Interpretation: The Sermon was significant because it revealed what the leadership or theological communicators of Evangelical Christianity worry about. This official narrative identifies individualism as a threat to Christian life and ethics. In this context, students are at the centre of individualism’s material and cultural influence. They need to be taught a countercultural message which challenges 'the me,me, me' orientation.
The Church: All groups raised the issue of the difference between individual worship and community worship, some noting that you cannot bring to the community what you do not have individually, and thus in a sense, the individual aspect of worship may be primary.
The Hymns: During the course of worship, there were a number of songs which explored the theme of God's love.

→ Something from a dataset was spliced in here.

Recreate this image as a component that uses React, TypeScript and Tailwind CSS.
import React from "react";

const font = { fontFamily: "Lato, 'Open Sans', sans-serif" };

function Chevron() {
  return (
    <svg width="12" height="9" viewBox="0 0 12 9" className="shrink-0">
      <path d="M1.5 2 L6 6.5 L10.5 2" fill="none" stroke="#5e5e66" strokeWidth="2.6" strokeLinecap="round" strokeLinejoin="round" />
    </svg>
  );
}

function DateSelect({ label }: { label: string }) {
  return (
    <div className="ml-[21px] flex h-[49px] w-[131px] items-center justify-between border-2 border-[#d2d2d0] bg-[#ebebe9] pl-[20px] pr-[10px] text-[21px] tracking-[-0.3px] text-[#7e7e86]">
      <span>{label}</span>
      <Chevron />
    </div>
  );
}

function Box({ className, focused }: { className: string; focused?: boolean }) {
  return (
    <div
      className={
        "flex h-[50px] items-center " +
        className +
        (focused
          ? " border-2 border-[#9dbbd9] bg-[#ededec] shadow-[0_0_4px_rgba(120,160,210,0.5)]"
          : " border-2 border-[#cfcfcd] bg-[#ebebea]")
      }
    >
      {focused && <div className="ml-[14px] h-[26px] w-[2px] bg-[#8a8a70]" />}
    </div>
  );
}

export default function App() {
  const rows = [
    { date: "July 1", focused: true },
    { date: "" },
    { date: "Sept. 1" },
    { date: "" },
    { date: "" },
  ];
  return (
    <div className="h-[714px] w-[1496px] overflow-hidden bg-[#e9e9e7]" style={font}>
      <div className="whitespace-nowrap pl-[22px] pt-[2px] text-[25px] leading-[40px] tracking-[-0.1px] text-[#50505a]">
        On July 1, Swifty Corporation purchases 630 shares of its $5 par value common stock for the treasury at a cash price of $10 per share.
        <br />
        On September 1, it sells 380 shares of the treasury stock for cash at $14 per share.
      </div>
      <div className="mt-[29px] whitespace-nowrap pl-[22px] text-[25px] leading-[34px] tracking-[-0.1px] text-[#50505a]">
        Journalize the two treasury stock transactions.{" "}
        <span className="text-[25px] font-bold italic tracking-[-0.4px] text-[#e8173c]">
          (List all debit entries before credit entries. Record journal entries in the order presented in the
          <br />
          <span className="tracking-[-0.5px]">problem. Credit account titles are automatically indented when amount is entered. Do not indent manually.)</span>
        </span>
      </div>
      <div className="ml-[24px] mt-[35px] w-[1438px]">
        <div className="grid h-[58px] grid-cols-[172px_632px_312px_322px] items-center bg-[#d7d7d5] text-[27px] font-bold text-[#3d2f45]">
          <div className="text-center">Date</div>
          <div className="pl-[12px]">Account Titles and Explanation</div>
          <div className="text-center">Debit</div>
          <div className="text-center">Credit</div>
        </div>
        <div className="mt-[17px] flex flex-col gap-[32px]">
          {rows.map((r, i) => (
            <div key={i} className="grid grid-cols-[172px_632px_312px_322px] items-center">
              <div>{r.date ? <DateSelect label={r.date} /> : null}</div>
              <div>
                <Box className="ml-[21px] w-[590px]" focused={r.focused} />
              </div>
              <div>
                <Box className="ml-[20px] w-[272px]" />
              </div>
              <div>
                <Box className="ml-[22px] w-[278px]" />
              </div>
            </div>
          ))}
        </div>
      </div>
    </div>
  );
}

The style of these hymns echoed romantic pop songs in secular culture. Their orientation was individualistic and personalist ('God loves me'). This raises an interesting issue of conflict between an official narrative and theological messages being embraced and transmitted through the congregation.
How this Observations Relate to Previous Research: In key respects these observations confirm elements of previous research in a similar area. The recent publication Christianity and the University Experience (2013) illustrate several elements which overlap with the experience of Dublin students:
* Christianity as Relationship: The research of Matthew Guest, Kristin Aune et al overlapped visibly with the experience of Dublin students. As they suggest: '[the students] view Christian identity as something primarily shaped by and expressed in social relationships, rather than in assent to doctrine or belief', p. 31 This observation was reflected in the first two settings, DCU and Maynooth. Students stressed belonging, familiarity and personal connection over doctrinal formulas. While correct teaching was an element in the consideration of many students, spiritual support was more vital. The claim that 'the Church could be anywhere' spoke to a group of people who were mobile, post-denominational and theologically fluid.

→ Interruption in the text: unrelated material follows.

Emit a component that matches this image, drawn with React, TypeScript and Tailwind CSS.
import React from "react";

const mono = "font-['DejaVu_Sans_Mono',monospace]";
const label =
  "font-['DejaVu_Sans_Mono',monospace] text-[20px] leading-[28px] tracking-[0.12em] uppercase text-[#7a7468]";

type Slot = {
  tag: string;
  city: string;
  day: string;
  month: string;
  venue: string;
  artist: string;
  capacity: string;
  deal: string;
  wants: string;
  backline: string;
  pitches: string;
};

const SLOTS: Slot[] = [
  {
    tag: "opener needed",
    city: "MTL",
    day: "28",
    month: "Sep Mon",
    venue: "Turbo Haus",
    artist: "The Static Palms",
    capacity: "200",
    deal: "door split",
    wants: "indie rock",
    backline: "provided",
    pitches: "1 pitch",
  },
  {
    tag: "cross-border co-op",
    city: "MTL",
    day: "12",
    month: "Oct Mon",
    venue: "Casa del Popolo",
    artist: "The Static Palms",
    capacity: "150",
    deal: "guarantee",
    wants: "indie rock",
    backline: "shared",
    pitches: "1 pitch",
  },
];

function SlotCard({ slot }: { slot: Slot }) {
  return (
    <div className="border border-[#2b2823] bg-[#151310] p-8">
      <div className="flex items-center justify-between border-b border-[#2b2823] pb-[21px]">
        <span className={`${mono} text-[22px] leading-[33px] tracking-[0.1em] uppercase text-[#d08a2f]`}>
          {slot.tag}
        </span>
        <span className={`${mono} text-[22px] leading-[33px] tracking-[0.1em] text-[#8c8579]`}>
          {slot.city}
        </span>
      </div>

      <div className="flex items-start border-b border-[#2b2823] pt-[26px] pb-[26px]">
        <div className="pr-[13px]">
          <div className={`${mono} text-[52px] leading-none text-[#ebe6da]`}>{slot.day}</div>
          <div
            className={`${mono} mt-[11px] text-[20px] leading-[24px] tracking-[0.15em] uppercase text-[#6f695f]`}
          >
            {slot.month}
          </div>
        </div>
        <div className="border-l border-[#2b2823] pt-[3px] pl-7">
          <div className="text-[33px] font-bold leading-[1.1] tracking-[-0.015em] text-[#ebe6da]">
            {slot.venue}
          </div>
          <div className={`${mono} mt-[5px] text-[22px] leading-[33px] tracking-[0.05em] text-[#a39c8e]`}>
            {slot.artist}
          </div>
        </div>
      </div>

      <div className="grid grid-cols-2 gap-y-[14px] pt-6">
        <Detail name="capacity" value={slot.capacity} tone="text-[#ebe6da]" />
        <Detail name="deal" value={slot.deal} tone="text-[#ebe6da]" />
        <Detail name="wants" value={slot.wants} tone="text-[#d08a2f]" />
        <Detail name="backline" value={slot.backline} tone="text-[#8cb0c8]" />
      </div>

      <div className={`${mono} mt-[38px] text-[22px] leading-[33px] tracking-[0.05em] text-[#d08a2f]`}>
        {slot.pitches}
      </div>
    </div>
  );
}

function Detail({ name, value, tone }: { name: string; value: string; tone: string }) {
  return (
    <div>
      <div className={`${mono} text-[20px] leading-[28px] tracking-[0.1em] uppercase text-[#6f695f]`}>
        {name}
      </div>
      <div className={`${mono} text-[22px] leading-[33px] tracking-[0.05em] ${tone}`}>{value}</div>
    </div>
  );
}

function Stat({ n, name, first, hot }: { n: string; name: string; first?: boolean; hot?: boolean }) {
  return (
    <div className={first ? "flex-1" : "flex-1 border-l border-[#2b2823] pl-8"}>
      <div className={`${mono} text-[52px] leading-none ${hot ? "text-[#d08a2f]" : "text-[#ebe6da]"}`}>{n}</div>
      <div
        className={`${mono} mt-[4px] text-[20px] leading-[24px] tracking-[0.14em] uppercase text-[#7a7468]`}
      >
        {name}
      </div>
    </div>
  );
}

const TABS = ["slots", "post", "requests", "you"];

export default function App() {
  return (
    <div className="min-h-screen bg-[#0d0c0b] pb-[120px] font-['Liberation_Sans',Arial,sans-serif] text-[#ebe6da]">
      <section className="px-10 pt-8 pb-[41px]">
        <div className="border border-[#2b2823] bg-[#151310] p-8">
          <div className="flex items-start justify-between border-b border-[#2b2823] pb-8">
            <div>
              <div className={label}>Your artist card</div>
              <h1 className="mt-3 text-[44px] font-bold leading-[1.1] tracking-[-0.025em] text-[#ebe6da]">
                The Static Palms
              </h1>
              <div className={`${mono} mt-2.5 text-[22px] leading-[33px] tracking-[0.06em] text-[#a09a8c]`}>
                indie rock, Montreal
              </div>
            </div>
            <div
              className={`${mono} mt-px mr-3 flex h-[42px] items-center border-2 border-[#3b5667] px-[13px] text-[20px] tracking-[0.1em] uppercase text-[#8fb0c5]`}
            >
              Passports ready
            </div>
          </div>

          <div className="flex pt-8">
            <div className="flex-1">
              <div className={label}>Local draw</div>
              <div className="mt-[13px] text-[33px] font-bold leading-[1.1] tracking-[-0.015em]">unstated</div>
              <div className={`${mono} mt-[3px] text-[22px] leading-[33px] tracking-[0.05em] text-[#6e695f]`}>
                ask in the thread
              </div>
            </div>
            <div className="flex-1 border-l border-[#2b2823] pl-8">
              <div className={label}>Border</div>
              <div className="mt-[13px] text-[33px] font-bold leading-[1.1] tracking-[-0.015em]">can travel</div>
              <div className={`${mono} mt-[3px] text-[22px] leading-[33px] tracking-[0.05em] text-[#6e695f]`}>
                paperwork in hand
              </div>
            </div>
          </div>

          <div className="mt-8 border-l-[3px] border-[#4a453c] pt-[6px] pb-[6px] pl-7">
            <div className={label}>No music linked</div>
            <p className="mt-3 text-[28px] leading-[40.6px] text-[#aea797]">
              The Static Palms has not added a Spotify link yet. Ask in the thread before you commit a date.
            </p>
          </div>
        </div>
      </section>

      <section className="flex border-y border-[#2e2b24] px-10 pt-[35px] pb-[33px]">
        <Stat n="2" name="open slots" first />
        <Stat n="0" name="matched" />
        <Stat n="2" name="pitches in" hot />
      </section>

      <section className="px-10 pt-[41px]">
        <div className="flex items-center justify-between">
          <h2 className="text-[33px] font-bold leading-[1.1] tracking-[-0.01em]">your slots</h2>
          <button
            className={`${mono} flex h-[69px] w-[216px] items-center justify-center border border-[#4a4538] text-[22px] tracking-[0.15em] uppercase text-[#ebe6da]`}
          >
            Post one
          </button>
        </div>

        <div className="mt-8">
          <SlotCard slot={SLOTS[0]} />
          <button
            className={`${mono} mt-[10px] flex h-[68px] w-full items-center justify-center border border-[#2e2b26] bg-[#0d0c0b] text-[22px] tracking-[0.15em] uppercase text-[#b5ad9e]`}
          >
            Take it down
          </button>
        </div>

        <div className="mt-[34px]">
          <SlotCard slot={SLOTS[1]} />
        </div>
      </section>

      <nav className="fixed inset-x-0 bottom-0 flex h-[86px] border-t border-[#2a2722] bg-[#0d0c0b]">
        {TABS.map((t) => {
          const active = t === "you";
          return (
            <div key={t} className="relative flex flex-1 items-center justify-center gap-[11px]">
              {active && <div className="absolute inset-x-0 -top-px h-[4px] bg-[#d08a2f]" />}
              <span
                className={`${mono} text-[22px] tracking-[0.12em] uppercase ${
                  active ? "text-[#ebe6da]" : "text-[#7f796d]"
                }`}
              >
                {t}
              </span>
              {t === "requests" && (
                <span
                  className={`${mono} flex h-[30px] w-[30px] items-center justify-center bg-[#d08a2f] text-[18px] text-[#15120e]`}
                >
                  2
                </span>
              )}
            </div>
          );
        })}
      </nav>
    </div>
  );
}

Christianity and Subjectivity: Christianity and the University Experience (2013) also brought into focus some of the issues which concerned Chaplains, especially the issue of individualism. Research suggests that subjectivity (and the notion of a personal relationship with God) is vital for Christian students across the theological spectrum. As Matthew Guest, Kristin Aune et al note: 'The elevation of subjective experience in which a vital relationship with God is worked out may reflect the presence of students influenced by the charismatic tradition, or by the broader emphasis upon the subjective found across religious developments in contemporary Britain' (p. 45).

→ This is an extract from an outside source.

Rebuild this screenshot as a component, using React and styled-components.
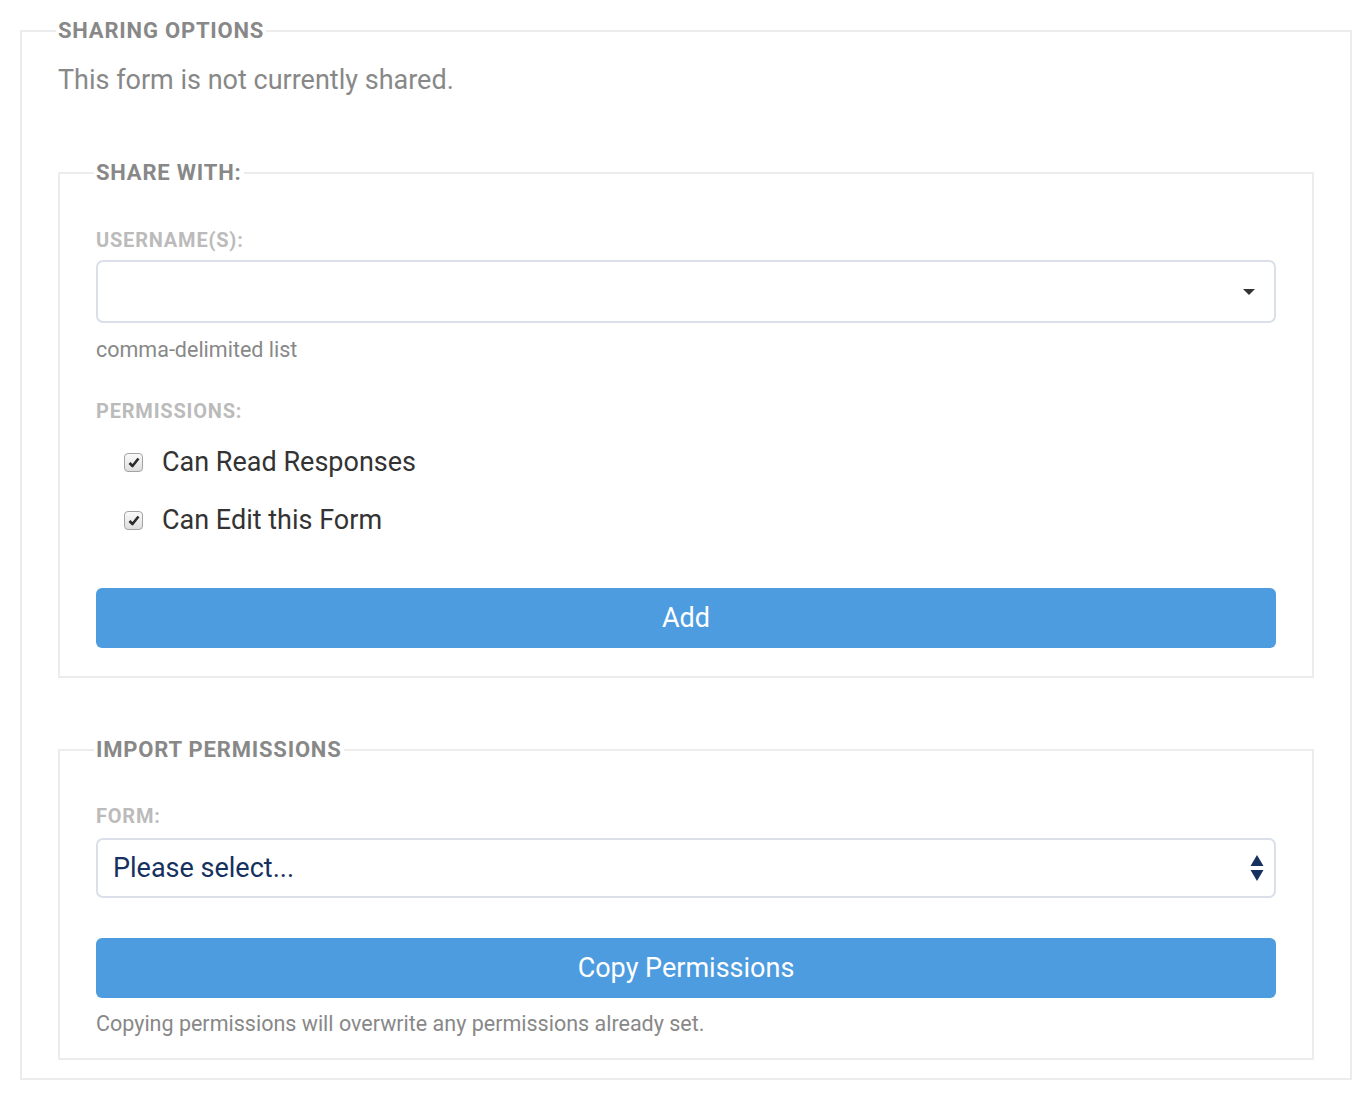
import React from 'react'
import styled, { createGlobalStyle } from 'styled-components'

const Global = createGlobalStyle`
	body {
		margin: 0;
		background: #fff;
		font-family: Roboto, "Liberation Sans", sans-serif;
	}
`

const Page = styled.div`
	padding: 19px 20px 16px;
`

const Fieldset = styled.fieldset`
	margin: ${p => p.$mt || 0}px 0 0;
	padding: 0 36px ${p => p.$pb || 0}px;
	border: 2px solid #ececec;
	min-width: 0;
`

const Legend = styled.legend`
	padding: 0 2px;
	margin-left: -2px;
	font-size: 22px;
	line-height: 24px;
	font-weight: 700;
	letter-spacing: 0.8px;
	color: #888;
	text-transform: uppercase;
`

const Intro = styled.p`
	margin: 18px 0 0;
	font-size: 27px;
	line-height: 39px;
	color: #888;
`

const Label = styled.div`
	margin-top: ${p => p.$mt}px;
	font-size: 20px;
	line-height: 24px;
	font-weight: 700;
	letter-spacing: 0.8px;
	color: #bbb;
	text-transform: uppercase;
`

const SelectBox = styled.div`
	margin-top: ${p => p.$mt}px;
	height: ${p => p.$h}px;
	box-sizing: border-box;
	border: 2px solid #dadfea;
	border-radius: 7px;
	display: flex;
	align-items: center;
	justify-content: space-between;
	padding: 0 10px 0 15px;
	font-size: 27px;
	color: #16305f;
`

const Help = styled.div`
	margin-top: ${p => p.$mt}px;
	font-size: 21.5px;
	line-height: 24px;
	color: #888;
`

const Checks = styled.div`
	margin-top: 20px;
	padding-left: 28px;
	display: flex;
	flex-direction: column;
	gap: 20px;
`

const CheckRow = styled.label`
	display: flex;
	align-items: center;
	gap: 19px;
	height: 38px;
	font-size: 27px;
	color: #333;
`

const Box = styled.span`
	width: 19px;
	height: 19px;
	box-sizing: border-box;
	border: 1px solid #a3a3a3;
	border-radius: 4px;
	background: linear-gradient(#fafafa, #dedede);
	display: flex;
	align-items: center;
	justify-content: center;
`

const Button = styled.button`
	margin-top: ${p => p.$mt}px;
	width: 100%;
	height: 60px;
	border: none;
	border-radius: 6px;
	background: #4d9ce0;
	color: #fff;
	font-family: Roboto, "Liberation Sans", sans-serif;
	font-size: 27px;
	cursor: pointer;
`

function Checkbox({ children }) {
	return <CheckRow>
		<Box>
			<svg width="12" height="11" viewBox="0 0 12 11">
				<path d="M1.5 6 L4.5 9 L10.5 1.5" fill="none" stroke="#2b2b2b" strokeWidth="2.6" strokeLinejoin="round" />
			</svg>
		</Box>
		{children}
	</CheckRow>
}

export default function App() {
	return <Page>
		<Global />
		<Fieldset $pb={18}>
			<Legend>Sharing Options</Legend>
			<Intro>This form is not currently shared.</Intro>

			<Fieldset $mt={61} $pb={28}>
				<Legend>Share with:</Legend>
				<Label $mt={43}>Username(s):</Label>
				<SelectBox $mt={8} $h={63}>
					<span />
					<svg width="14" height="8" viewBox="0 0 14 8" style={{ marginRight: 8 }}>
						<path d="M1 1 L13 1 L7 7 Z" fill="#333" />
					</svg>
				</SelectBox>
				<Help $mt={15}>comma-delimited list</Help>
				<Label $mt={37}>Permissions:</Label>
				<Checks>
					<Checkbox>Can Read Responses</Checkbox>
					<Checkbox>Can Edit this Form</Checkbox>
				</Checks>
				<Button $mt={49}>Add</Button>
			</Fieldset>

			<Fieldset $mt={60} $pb={22}>
				<Legend>Import Permissions</Legend>
				<Label $mt={42}>Form:</Label>
				<SelectBox $mt={10} $h={60}>
					<span>Please select...</span>
					<svg width="14" height="26" viewBox="0 0 14 26">
						<path d="M7 0 L13.5 11 L0.5 11 Z M7 26 L13.5 15 L0.5 15 Z" fill="#16305f" />
					</svg>
				</SelectBox>
				<Button $mt={40}>Copy Permissions</Button>
				<Help $mt={14}>Copying permissions will overwrite any permissions already set.</Help>
			</Fieldset>
		</Fieldset>
	</Page>
}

* Pluralism: It is notable that even within a predominantly Catholic context, interaction with Christian students in Dublin (of Protestant and Catholic affiliations) revealed a great deal of diversity in terms of religious emphasis- ranging from a notion of Christianity springing from the Holy Spirit to a focus on the act of going to Church and 'experiencing mass'. It is clear that students are faced with multiple definitions of Christianity and have to find a way of navigating these differences. Some choose a Biblical focus while others are more habitual, preferring familiar forms of worship and community. There were a few students that were more experiential, placing less emphasis upon the Bible or institution. Interestingly theological categories or doctrinal disputes played very little part in the way these students understood their Christian identity. As Matthew Guest, Kristin Aune et al observe: ''The present-day pattern is one of reconfiguration at the popular level and while the process is not undefined by established tradition it is also characterised by an unprecedented blurring of boundaries, informed by a common cultural experience of cultural and religious experience. Christianity' is a category which is being rethought and reconfigured in ways which challenge conventional definitions we might consider normative.' (p. 33).